» Directions: Below are some records. Copy every line in them that holds "Tailwind".

» Extracted records:
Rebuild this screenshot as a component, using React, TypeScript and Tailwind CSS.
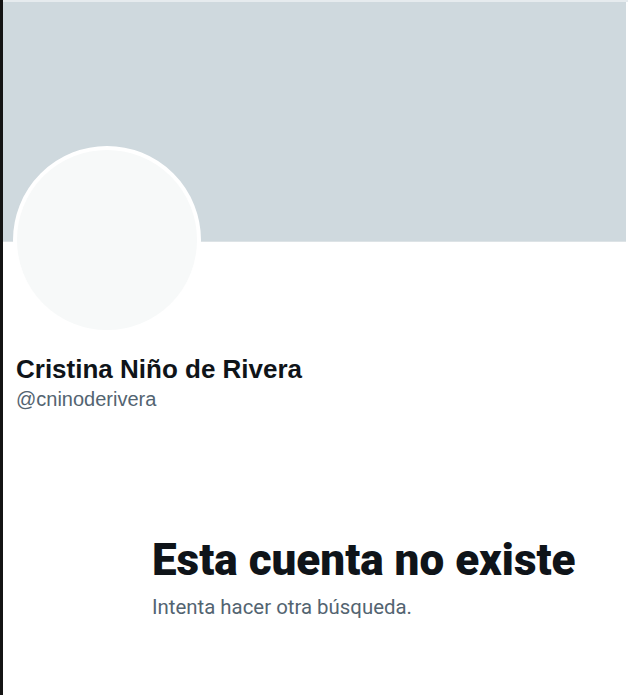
export default function App() {
  return (
    <div className="w-[628px] h-[695px] bg-white flex overflow-hidden" style={{ fontFamily: '"Liberation Sans", Arial, sans-serif' }}>
      <div className="w-[3px] h-full bg-[#141414] shrink-0" />
      <div className="flex-1 flex flex-col">
        <div className="h-[2px] bg-[#e6ebee]" />
        <div className="h-[240px] bg-[#cfd9de] mr-[2px] border-b border-[#dde3e6]" />
        <div className="ml-[10px] -mt-[96px] w-[188px] h-[188px] rounded-full bg-[#f7f9f9] border-[4px] border-white" />
        <div className="ml-[13px] mt-[20px] text-[26px] leading-[30px] font-bold text-[#0f1419]">
          Cristina Niño de Rivera
        </div>
        <div className="ml-[13px] mt-[3px] text-[20px] leading-[24px] text-[#536471]">
          @cninoderivera
        </div>
        <div className="ml-[149px] mt-[123px] flex flex-col">
          <div className="text-[44px] leading-[52px] font-black text-[#0f1419]" style={{ fontFamily: 'Roboto, "Liberation Sans", sans-serif' }}>
            Esta cuenta no existe
          </div>
          <div className="mt-[9px] text-[20.4px] leading-[24px] text-[#536471]" style={{ fontFamily: 'Roboto, "Liberation Sans", sans-serif' }}>
            Intenta hacer otra búsqueda.
          </div>
        </div>
      </div>
    </div>
  );
}
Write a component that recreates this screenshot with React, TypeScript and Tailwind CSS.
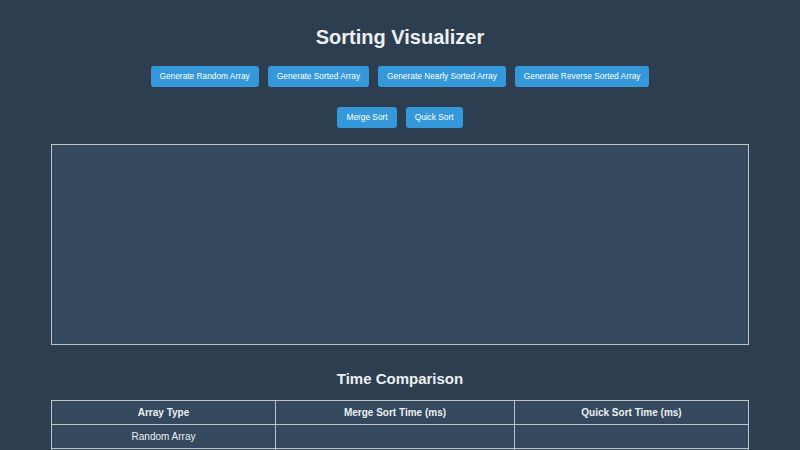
const arrayButtons = [
  "Generate Random Array",
  "Generate Sorted Array",
  "Generate Nearly Sorted Array",
  "Generate Reverse Sorted Array",
];

const sortButtons = ["Merge Sort", "Quick Sort"];

const rows = ["Random Array", "Sorted Array", "Nearly Sorted Array", "Reverse Sorted Array"];

function Button({ label }: { label: string }) {
  return (
    <button className="h-[21px] px-[9px] rounded-[3px] bg-[#3498db] text-white text-[8.33px] leading-none flex items-center">
      {label}
    </button>
  );
}

export default function App() {
  return (
    <div
      className="min-h-screen w-full bg-[#2c3e50] text-[#ecf0f1] px-[51px] pt-[26px] pb-10"
      style={{ fontFamily: '"Liberation Sans", Arial, sans-serif' }}
    >
      <h1 className="text-[20px] font-bold text-center leading-[23px]">Sorting Visualizer</h1>

      <div className="flex justify-center gap-[9px] mt-[17px]">
        {arrayButtons.map((b) => (
          <Button key={b} label={b} />
        ))}
      </div>

      <div className="flex justify-center gap-[9px] mt-[20px]">
        {sortButtons.map((b) => (
          <Button key={b} label={b} />
        ))}
      </div>

      <div className="mt-[16px] h-[201px] w-full border border-[#bdc3c7] bg-[#34495e]"></div>

      <h2 className="mt-[25px] text-[15px] font-bold text-center leading-[17px]">Time Comparison</h2>

      <table className="mt-[13px] w-full border-collapse text-[10px]">
        <thead>
          <tr className="bg-[#34495e]">
            <th className="h-[24px] border border-[#bdc3c7] font-bold w-[224px]">Array Type</th>
            <th className="h-[24px] border border-[#bdc3c7] font-bold w-[239px]">Merge Sort Time (ms)</th>
            <th className="h-[24px] border border-[#bdc3c7] font-bold">Quick Sort Time (ms)</th>
          </tr>
        </thead>
        <tbody>
          {rows.map((r) => (
            <tr key={r} className="bg-[#34495e]">
              <td className="h-[24px] border border-[#bdc3c7] text-center">{r}</td>
              <td className="h-[24px] border border-[#bdc3c7]"></td>
              <td className="h-[24px] border border-[#bdc3c7]"></td>
            </tr>
          ))}
        </tbody>
      </table>
    </div>
  );
}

» Exercise answer:
Rebuild this screenshot as a component, using React, TypeScript and Tailwind CSS.
Write a component that recreates this screenshot with React, TypeScript and Tailwind CSS.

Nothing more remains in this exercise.